Back in the city, Jimmy reappears but Johnny ignores him, watching Whatsername sleep. Johnny muses on their relationship
and reveals the depth of his love for her ("When It's Time"). The temptation of
drugs, however, is too great; Jimmy forces Johnny to become increasingly erratic, and he eventually threatens Whatsername
(and then himself) with a knife ("Know Your Enemy"). Whatsername attempts to talk
about his behavior, but she is shocked at how much he has spun out of control. Meanwhile, the Extraordinary Girl dresses Tunny's
wounds and Will sits on the couch, once again alone ("21 Guns"). After this, Johnny
and Jimmy do drugs and Johnny leaves a note for Whatsername, which says, because he has chosen Jimmy over his dream girl,
that "[he] never liked [her] anyway." Frightened and fed up, Whatsername reveals that to Johnny "the St. Jimmy is a figment
of his father's rage and his mother's love" ("Letterbomb"). She leaves him.

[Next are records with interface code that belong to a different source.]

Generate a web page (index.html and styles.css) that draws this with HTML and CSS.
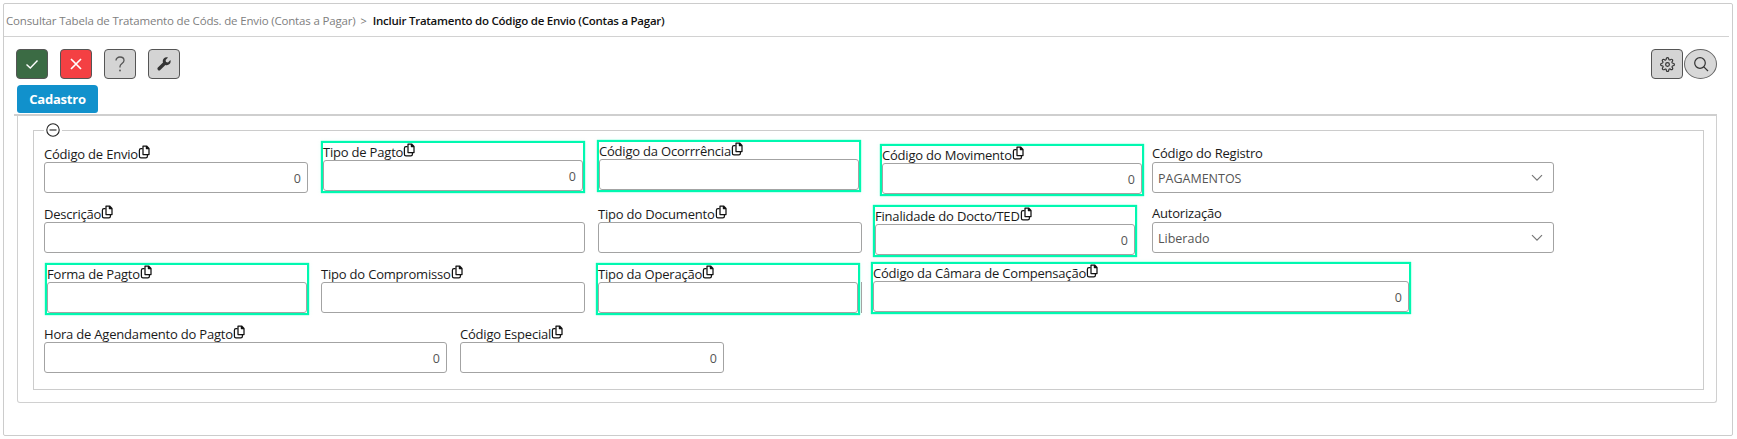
FILE: index.html
```html
<!DOCTYPE html>
<html lang="pt-BR">
<head>
<meta charset="utf-8">
<title>Incluir Tratamento do Código de Envio</title>
<link rel="stylesheet" href="styles.css">
</head>
<body>
<svg class="defs" width="0" height="0" aria-hidden="true">
  <symbol id="copy" viewBox="0 0 12 14">
    <path d="M5 1h3.600L11 3.400V9.500H5z M8.400 1v2.600H11" fill="#fff" stroke="#111" stroke-width="1.250" stroke-linejoin="round"/>
    <path d="M4.600 3.600H3a1.600 1.600 0 0 0-1.600 1.600v6a1.600 1.600 0 0 0 1.600 1.600h4.800a1.600 1.600 0 0 0 1.600-1.600V9.800" fill="none" stroke="#111" stroke-width="1.250"/>
  </symbol>
  <symbol id="chev" viewBox="0 0 12 8"><path d="M1 1.200l5 5 5-5" fill="none" stroke="#777" stroke-width="1.200"/></symbol>
</svg>
<main class="frame">
  <nav class="crumbs">
    <span class="crumb">Consultar Tabela de Tratamento de Códs. de Envio (Contas a Pagar)</span>
    <span class="sep">&gt;</span>
    <strong class="current">Incluir Tratamento do Código de Envio (Contas a Pagar)</strong>
  </nav>
  <div class="toolbar">
    <button class="btn ok" aria-label="Confirmar"><svg width="16" height="16" viewBox="0 0 16 16"><path d="M2.500 8.500l3.800 3.600L13.500 4.500" fill="none" stroke="#fff" stroke-width="1.400"/></svg></button>
    <button class="btn cancel" aria-label="Cancelar"><svg width="16" height="16" viewBox="0 0 16 16"><path d="M3 3l10 10M13 3L3 13" fill="none" stroke="#fff" stroke-width="1.700"/></svg></button>
    <button class="btn help" aria-label="Ajuda"><svg width="16" height="18" viewBox="0 0 16 18"><path d="M4 5.500C4 3.200 5.800 2 8 2s4 1.300 4 3.400c0 2.900-4 3.200-4 6.100V12.500" fill="none" stroke="#555" stroke-width="1.300"/><circle cx="8" cy="15.500" r=".9" fill="#555"/></svg></button>
    <button class="btn tool" aria-label="Ferramentas"><svg width="14" height="14" viewBox="0 0 14 14"><path d="M13.400 3.100l-2.400 2.300-2-.4-.4-2L11 .6C9.500 0 7.800.4 6.800 1.500 5.700 2.600 5.500 4.200 6 5.500L.9 10.600a1.700 1.700 0 0 0 2.400 2.400L8.400 7.900c1.400.5 3 .3 4.100-.8 1.100-1.100 1.400-2.600.9-4z" fill="#333"/></svg></button>
    <div class="tool-end">
      <button class="btn config" aria-label="Configurações"><svg width="15" height="15" viewBox="0 0 24 24" fill="none" stroke="#333" stroke-width="1.900"><circle cx="12" cy="12" r="3"/><path d="M19.400 15a1.650 1.650 0 0 0 .33 1.820l.06.06a2 2 0 1 1-2.830 2.830l-.06-.06a1.650 1.650 0 0 0-2.820 1.170V21a2 2 0 0 1-4 0v-.09a1.650 1.650 0 0 0-2.820-1.170l-.06.06a2 2 0 1 1-2.830-2.830l.06-.06A1.650 1.650 0 0 0 3.090 14H3a2 2 0 0 1 0-4h.09a1.650 1.650 0 0 0 1.170-2.820l-.06-.06a2 2 0 1 1 2.830-2.830l.06.06A1.650 1.650 0 0 0 10 3.090V3a2 2 0 0 1 4 0v.09a1.650 1.650 0 0 0 2.820 1.170l.06-.06a2 2 0 1 1 2.830 2.830l-.06.06A1.650 1.650 0 0 0 20.910 10H21a2 2 0 0 1 0 4h-.09a1.650 1.650 0 0 0-1.510 1z"/></svg></button>
      <button class="btn search" aria-label="Pesquisar"><svg width="16" height="16" viewBox="0 0 16 16" fill="none" stroke="#333" stroke-width="1.200"><circle cx="7" cy="7" r="5.300"/><path d="M10.800 10.800L15 15"/></svg></button>
    </div>
  </div>
  <div class="tab">Cadastro</div>
  <section class="panel">
    <fieldset class="group">
      <legend class="legend"><svg width="14" height="14" viewBox="0 0 14 14" fill="none" stroke="#222" stroke-width="1.100"><circle cx="7" cy="7" r="6.200"/><path d="M3.500 7h7"/></svg></legend>

      <div class="row row-1">
        <div class="field f-envio"><label class="lbl">Código de Envio<svg class="ico"><use href="#copy"/></svg></label><div class="inp num">0</div></div>
        <div class="field mark f-pagto"><label class="lbl">Tipo de Pagto<svg class="ico"><use href="#copy"/></svg></label><div class="inp num">0</div></div>
        <div class="field mark f-ocorr"><label class="lbl">Código da Ocorrrência<svg class="ico"><use href="#copy"/></svg></label><div class="inp"></div></div>
        <div class="field mark f-mov"><label class="lbl">Código do Movimento<svg class="ico"><use href="#copy"/></svg></label><div class="inp num">0</div></div>
        <div class="field f-registro"><label class="lbl lbl-plain">Código do Registro</label><div class="inp sel">PAGAMENTOS<svg class="chev"><use href="#chev"/></svg></div></div>
      </div>

      <div class="row row-2">
        <div class="field f-desc"><label class="lbl">Descrição<svg class="ico"><use href="#copy"/></svg></label><div class="inp"></div></div>
        <div class="field f-doc"><label class="lbl">Tipo do Documento<svg class="ico"><use href="#copy"/></svg></label><div class="inp"></div></div>
        <div class="field mark f-final"><label class="lbl">Finalidade do Docto/TED<svg class="ico"><use href="#copy"/></svg></label><div class="inp num">0</div></div>
        <div class="field f-aut"><label class="lbl lbl-plain">Autorização</label><div class="inp sel">Liberado<svg class="chev"><use href="#chev"/></svg></div></div>
      </div>

      <div class="row row-3">
        <div class="field mark f-forma"><label class="lbl">Forma de Pagto<svg class="ico"><use href="#copy"/></svg></label><div class="inp"></div></div>
        <div class="field f-comp"><label class="lbl">Tipo do Compromisso<svg class="ico"><use href="#copy"/></svg></label><div class="inp"></div></div>
        <div class="field mark f-oper"><label class="lbl">Tipo da Operação<svg class="ico"><use href="#copy"/></svg></label><div class="inp"></div></div>
        <div class="field mark f-camara"><label class="lbl">Código da Câmara de Compensação<svg class="ico"><use href="#copy"/></svg></label><div class="inp num">0</div></div>
      </div>

      <div class="row row-4">
        <div class="field f-hora"><label class="lbl">Hora de Agendamento do Pagto<svg class="ico"><use href="#copy"/></svg></label><div class="inp num">0</div></div>
        <div class="field f-esp"><label class="lbl">Código Especial<svg class="ico"><use href="#copy"/></svg></label><div class="inp num">0</div></div>
      </div>
    </fieldset>
  </section>
</main>
</body>
</html>
```

FILE: styles.css
```css
* { box-sizing: border-box; }
html, body { margin: 0; padding: 0; background: #fff; }
body { font-family: "Open Sans", "Noto Sans", sans-serif; font-size: 13px; color: #222; overflow: hidden; }
.defs { position: absolute; }

.frame { margin: 3px 4px 0 3px; height: 433px; border: 1px solid #ccc; border-radius: 2px; }

.crumbs { display: flex; align-items: center; height: 33px; margin-right: 3px; padding-left: 2px; border-bottom: 1px solid #d2d2d2; font-size: 11.5px; white-space: nowrap; }
.crumb { color: #808080; letter-spacing: -.17px; }
.sep { color: #777; margin: 0 6px 0 5px; font-size: 11px; }
.current { color: #111; font-weight: 600; letter-spacing: -.25px; }

.toolbar { display: flex; gap: 12px; margin: 12px 15px 0 12px; height: 30px; }
.tool-end { display: flex; gap: 1px; margin-left: auto; }
.btn { display: flex; align-items: center; justify-content: center; width: 32px; height: 30px; padding: 0; border: 1px solid #555; border-radius: 4px; background: #d4d4d4; }
.ok { background: #3b6b44; }
.cancel { background: #f44043; }
.search { width: 33px; border-radius: 50%; background: #d8d8d8; border-color: #666; }

.tab { width: 81px; height: 28px; margin: 6px 0 0 13px; border-radius: 4px 4px 3px 3px; background: #1191cc; color: #fff; font-weight: 700; font-size: 13px; letter-spacing: -.2px; line-height: 28px; text-align: center; }

.panel { height: 289px; margin: 1px 15px 0 13px; padding: 7px 12px 0 15px; border: 1px solid #d0d0d0; border-top: 2px solid #cfcfcf; border-radius: 0 0 3px 3px; position: relative; }
.panel::before { content: ""; position: absolute; left: -4px; top: -2px; width: 4px; height: 2px; background: #cfcfcf; }

.group { height: 267px; margin: 0; min-width: 0; padding: 0 0 0 10px; border: 1px solid #ccc; border-radius: 0; }
.legend { margin-left: 0; padding: 0 2px; height: 14px; line-height: 0; }
.legend svg { display: block; }

.row { display: flex; align-items: flex-start; }
.row-1 { margin-top: 3px; }
.row-2 { margin-top: 9px; }
.row-3 { margin-top: 5px; }
.row-4 { margin-top: 10px; }

.field { flex: none; position: relative; }
.lbl { display: block; height: 17px; line-height: 13px; letter-spacing: -.2px; white-space: nowrap; color: #1a1a1a; }
.lbl-plain { padding-top: 2px; }
.ico { width: 12px; height: 14px; vertical-align: 0; }
.inp { height: 31px; padding: 0 6px; line-height: 31px; border: 1px solid #a3a3a3; border-radius: 3px; background: #fff; font-size: 12.5px; color: #555; }
.num { text-align: right; padding-right: 6px; }
.sel { position: relative; padding-left: 5px; }
.chev { position: absolute; right: 10px; top: 11px; width: 12px; height: 8px; }

.mark { width: 264px; border: 2px solid #00f8b0; box-shadow: 0 0 1px #00f8b0, 0 0 5px rgba(0, 248, 176, .08); }

.f-envio { width: 264px; margin-top: 5px; }
.f-pagto { margin: 1px 0 0 13px; }
.f-ocorr { margin: 0 0 0 12px; }
.f-mov { margin: 4px 0 0 19px; }
.f-registro { width: 402px; margin: 5px 0 0 8px; }

.f-desc { width: 541px; }
.f-doc { width: 264px; margin-left: 13px; }
.f-final { margin-left: 11px; }
.f-aut { width: 402px; margin-left: 15px; }

.f-forma { margin: 1px 0 0 1px; }
.f-comp { width: 264px; margin: 3px 0 0 12px; }
.f-oper { margin: 1px 0 0 11px; }
.f-oper::after { content: ""; position: absolute; right: -4px; top: 17px; height: 31px; width: 1px; background: #a3a3a3; }
.f-camara { width: 540px; margin-left: 11px; }

.f-hora { width: 403px; }
.f-esp { width: 264px; margin-left: 13px; }
```
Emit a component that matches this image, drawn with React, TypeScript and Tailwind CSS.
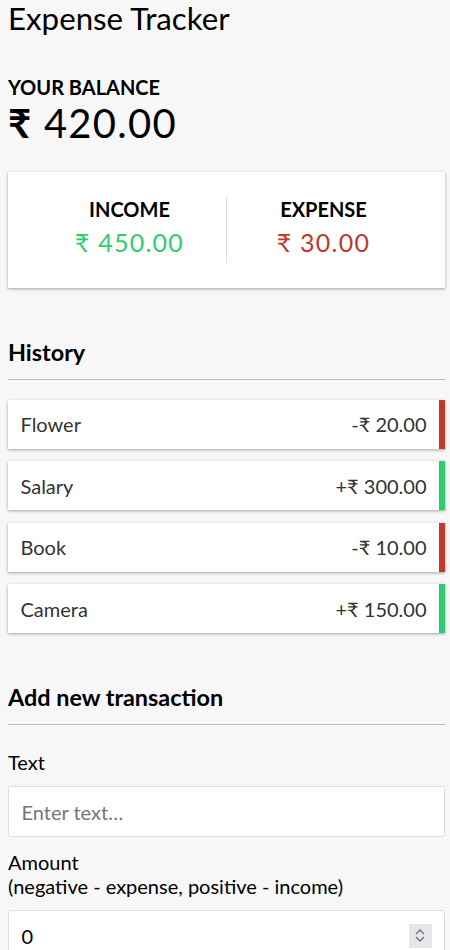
import React from "react";

const items = [
  { text: "Flower", amount: "-₹ 20.00", plus: false },
  { text: "Salary", amount: "+₹ 300.00", plus: true },
  { text: "Book", amount: "-₹ 10.00", plus: false },
  { text: "Camera", amount: "+₹ 150.00", plus: true },
];

const shadow =
  "shadow-[0_1.25px_3.75px_rgba(0,0,0,0.12),0_1.25px_2.5px_rgba(0,0,0,0.24)]";

export default function App() {
  return (
    <div
      className="min-h-screen bg-[#f7f7f7] text-black"
      style={{ fontFamily: "Lato, 'Open Sans', sans-serif" }}
    >
      <div className="ml-[8px] w-[437px]">
        <h2 className="m-0 text-[31.25px] leading-[1.2] font-normal">Expense Tracker</h2>

        <div className="mt-[37px]">
          <h4 className="m-0 text-[20px] leading-[1.2] font-bold uppercase">Your Balance</h4>
          <h1 className="m-0 text-[40px] leading-[1.2] font-normal tracking-[1.25px]">
            <span className="font-bold">₹</span> 420.00
          </h1>
        </div>

        <div className={`my-[25px] flex bg-white p-[25px] ${shadow}`}>
          <div className="flex-1 border-r border-[#dedede] text-center">
            <h4 className="m-0 text-[20px] leading-[1.2] font-bold uppercase">Income</h4>
            <p className="my-[6.25px] text-[25px] leading-[1.2] tracking-[1.25px] text-[#2ecc71]">₹ 450.00</p>
          </div>
          <div className="flex-1 text-center">
            <h4 className="m-0 text-[20px] leading-[1.2] font-bold uppercase">Expense</h4>
            <p className="my-[6.25px] text-[25px] leading-[1.2] tracking-[1.25px] text-[#c0392b]">₹ 30.00</p>
          </div>
        </div>

        <h3 className="mt-[50px] mb-0 border-b border-[#bbb] pb-[12.5px] text-[23.4px] leading-[1.2] font-bold">
          History
        </h3>
        <ul className="mt-[20px] mb-[50px] flex flex-col gap-[12.5px] p-0">
          {items.map((it) => (
            <li
              key={it.text}
              className={`flex justify-between bg-white p-[12.5px] text-[20px] leading-[1.2] text-[#333] border-r-[6.25px] ${
                it.plus ? "border-[#2ecc71]" : "border-[#c0392b]"
              } ${shadow}`}
            >
              <span>{it.text}</span>
              <span>{it.amount}</span>
            </li>
          ))}
        </ul>

        <h3 className="mt-0 mb-[12.5px] border-b border-[#bbb] pb-[12.5px] text-[23.4px] leading-[1.2] font-bold">
          Add new transaction
        </h3>
        <form>
          <div>
            <label className="my-[12.5px] inline-block text-[20px] leading-[1.2]">Text</label>
            <input
              type="text"
              placeholder="Enter text…"
              className="block w-full rounded-[2.5px] border border-[#dedede] bg-white p-[12.5px] text-[20px] leading-[1.2] placeholder:text-[#757575]"
            />
          </div>
          <div>
            <label className="my-[12.5px] inline-block text-[20px] leading-[1.2]">
              Amount <br />
              (negative - expense, positive - income)
            </label>
            <div className="relative">
              <input
                type="number"
                defaultValue={0}
                className="block w-full rounded-[2.5px] border border-[#dedede] bg-white p-[12.5px] text-[20px] leading-[1.2] [appearance:textfield] [&::-webkit-inner-spin-button]:appearance-none [&::-webkit-outer-spin-button]:appearance-none"
              />
              <div className="pointer-events-none absolute right-[13.5px] top-[13.5px] flex h-[24px] w-[23px] flex-col items-center justify-center gap-[1px] bg-[#e6e6ea]">
                <svg width="10" height="6" viewBox="0 0 10 6" fill="none" stroke="#70707a" strokeWidth="1.4">
                  <path d="M1 5 L5 1 L9 5" />
                </svg>
                <svg width="10" height="6" viewBox="0 0 10 6" fill="none" stroke="#70707a" strokeWidth="1.4">
                  <path d="M1 1 L5 5 L9 1" />
                </svg>
              </div>
            </div>
          </div>
        </form>
      </div>
    </div>
  );
}
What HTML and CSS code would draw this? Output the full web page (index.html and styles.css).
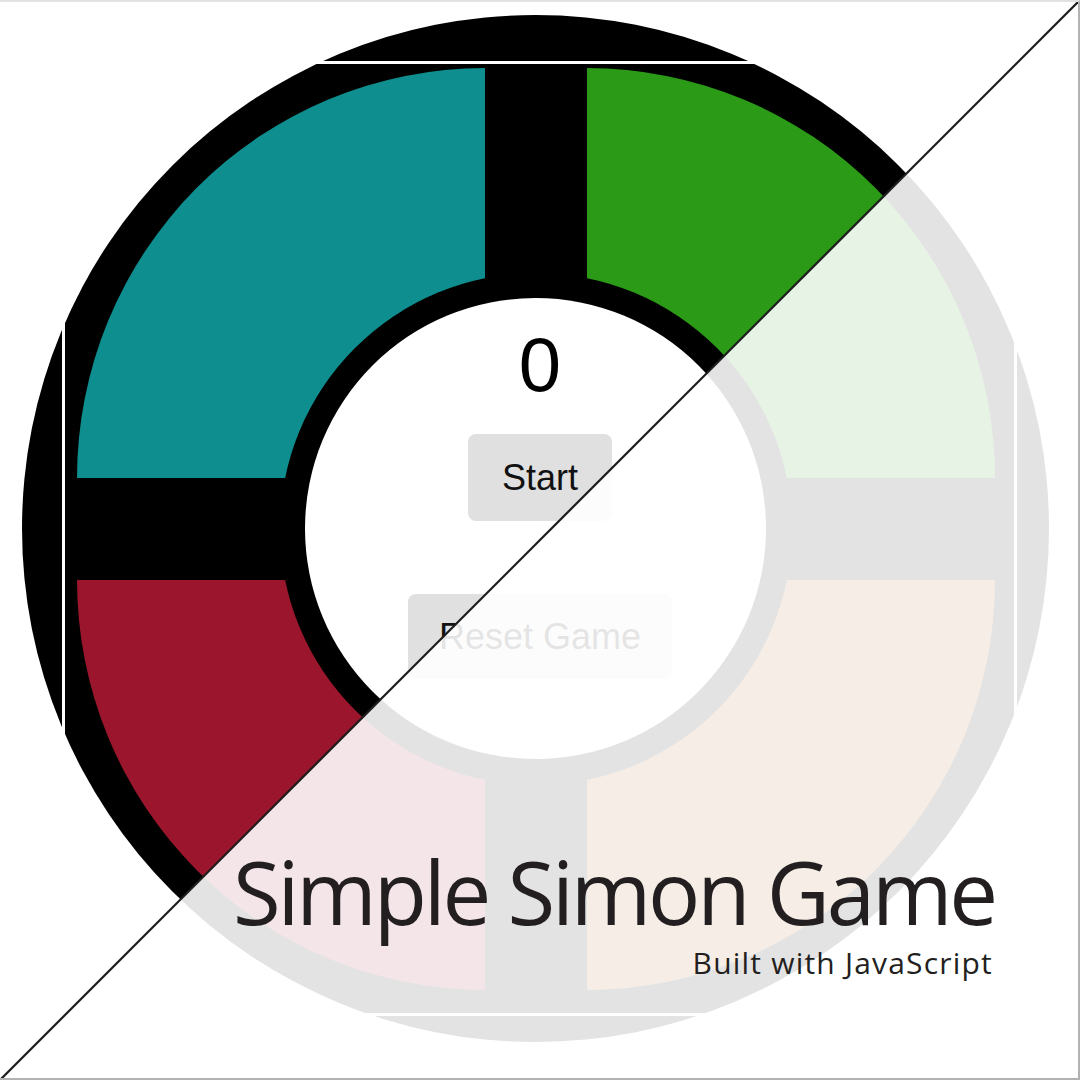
FILE: index.html
```html
<!DOCTYPE html>
<html lang="en">
<head>
<meta charset="utf-8">
<title>Simple Simon Game</title>
<link rel="stylesheet" href="styles.css">
</head>
<body>
<div class="frame">
  <div class="board">
    <div class="pad pad-teal"></div>
    <div class="pad pad-green"></div>
    <div class="pad pad-red"></div>
    <div class="pad pad-gold"></div>
    <div class="hub-ring">
      <div class="hub">
        <div class="score">0</div>
        <button class="btn btn-start" type="button">Start</button>
        <button class="btn btn-reset" type="button">Reset Game</button>
      </div>
    </div>
  </div>
  <div class="outline"></div>
  <div class="fade"></div>
  <svg class="diagonal" width="1078" height="1076" viewBox="0 0 1078 1076" aria-hidden="true">
    <line x1="1079" y1="-1" x2="-1" y2="1079" stroke="#1c1c1c" stroke-width="2.2"/>
  </svg>
  <div class="caption">
    <h1 class="title">Simple Simon Game</h1>
    <p class="subtitle">Built with JavaScript</p>
  </div>
</div>
</body>
</html>
```
FILE: styles.css
```css
html, body {
  margin: 0;
  padding: 0;
  background: #ffffff;
}

.frame {
  position: relative;
  width: 1080px;
  height: 1080px;
  box-sizing: border-box;
  border-top: 2px solid #e2e2e2;
  border-right: 2px solid #b2b2b2;
  border-bottom: 2px solid #b2b2b2;
  padding: 13px 0 0 22px;
  overflow: hidden;
  background: #ffffff;
}

.board {
  position: relative;
  width: 1027px;
  height: 1027px;
  box-sizing: border-box;
  border-radius: 50%;
  background: #000000;
  padding: 53px 0 0 55px;
  display: grid;
  grid-template-columns: 408px 408px;
  grid-template-rows: 410px 410px;
  column-gap: 102px;
  row-gap: 102px;
}

.pad-teal {
  background: #0e8e8e;
  border-top-left-radius: 100%;
}

.pad-green {
  background: #2a9a17;
  border-top-right-radius: 100%;
}

.pad-red {
  background: #9b162d;
  border-bottom-left-radius: 100%;
}

.pad-gold {
  background: #ad641c;
  border-bottom-right-radius: 100%;
}

.hub-ring {
  position: absolute;
  inset: 0;
  margin: auto;
  width: 512px;
  height: 512px;
  border-radius: 50%;
  background: #000000;
  display: flex;
  align-items: center;
  justify-content: center;
}

.hub {
  width: 461px;
  height: 461px;
  box-sizing: border-box;
  border-radius: 50%;
  background: #ffffff;
  padding: 29px 0 0 9px;
  display: flex;
  flex-direction: column;
  align-items: center;
}

.score {
  font-family: "Liberation Sans", Arial, sans-serif;
  font-size: 76px;
  line-height: 76px;
  color: #000000;
}

.btn {
  font-family: "Liberation Sans", Arial, sans-serif;
  font-size: 36px;
  line-height: 41px;
  color: #111111;
  background: #e0e0e0;
  border: none;
  border-radius: 8px;
  margin: 0;
}

.btn-start {
  margin-top: 31px;
  padding: 23px 34px;
}

.btn-reset {
  margin-top: 73px;
  padding: 22px 31px;
}

.outline {
  position: absolute;
  left: 62px;
  top: 59px;
  width: 955px;
  height: 955px;
  box-sizing: border-box;
  border: 3px solid #ffffff;
}

.fade {
  position: absolute;
  inset: 0;
  background: rgba(255, 255, 255, 0.89);
  clip-path: polygon(1080px -2px, 1080px 1080px, -2px 1080px);
}

.diagonal {
  position: absolute;
  left: 0;
  top: 0;
  overflow: visible;
}

.caption {
  position: absolute;
  right: 86px;
  top: 846px;
  display: flex;
  flex-direction: column;
  align-items: flex-end;
  gap: 13px;
  color: #231f20;
  font-family: "Open Sans", "Noto Sans", sans-serif;
}

.title {
  margin: 0;
  font-size: 87px;
  line-height: 87px;
  font-weight: 500;
  letter-spacing: -3.2px;
  margin-right: -3px;
}

.subtitle {
  margin: 0;
  font-size: 30px;
  line-height: 30px;
  font-weight: 500;
  letter-spacing: 1.2px;
  margin-right: -1px;
}
```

Hurt by Whatsername's departure, Johnny is forced to admit that his life has amounted to nothing; he longs for better days
ahead, Tunny longs for home, and Will longs for all the things he's lost ("Wake Me Up When September
Ends"). St. Jimmy appears and makes one last attempt to get Johnny's attention, but that part of Johnny has
died, resulting in the metaphorical suicide of St. Jimmy ("The Death of St. Jimmy").
Johnny cleans up and gets a desk job but soon realizes that he can find no place for him in the city ("East
12th Street"). Will, all alone with his television, bemoans his outcast state ("Nobody
Likes You"). As he finally gets up off the couch, Heather appears with her new rockstar boyfriend ("Rock and Roll Girlfriend"). Will heads to the 7-Eleven to find Johnny and Tunny. Johnny had
sold his guitar for a bus ticket home, and Tunny has returned from the war zone (as an amputee) with the Extraordinary
Girl. As Tunny introduces his friends to the Extraordinary Girl, Heather and her boyfriend arrive. In an uneasy truce, she
allows Will to show his baby to his two best friends. Other friends show up to greet the three guys they haven't seen in a
year ("We're Coming Home Again"). One year later, Johnny laments that he lost
the love of his life, but he accepts that he can live inside the struggle between rage and love that has defined his life.
With this acceptance comes the possibility of hope ("Whatsername").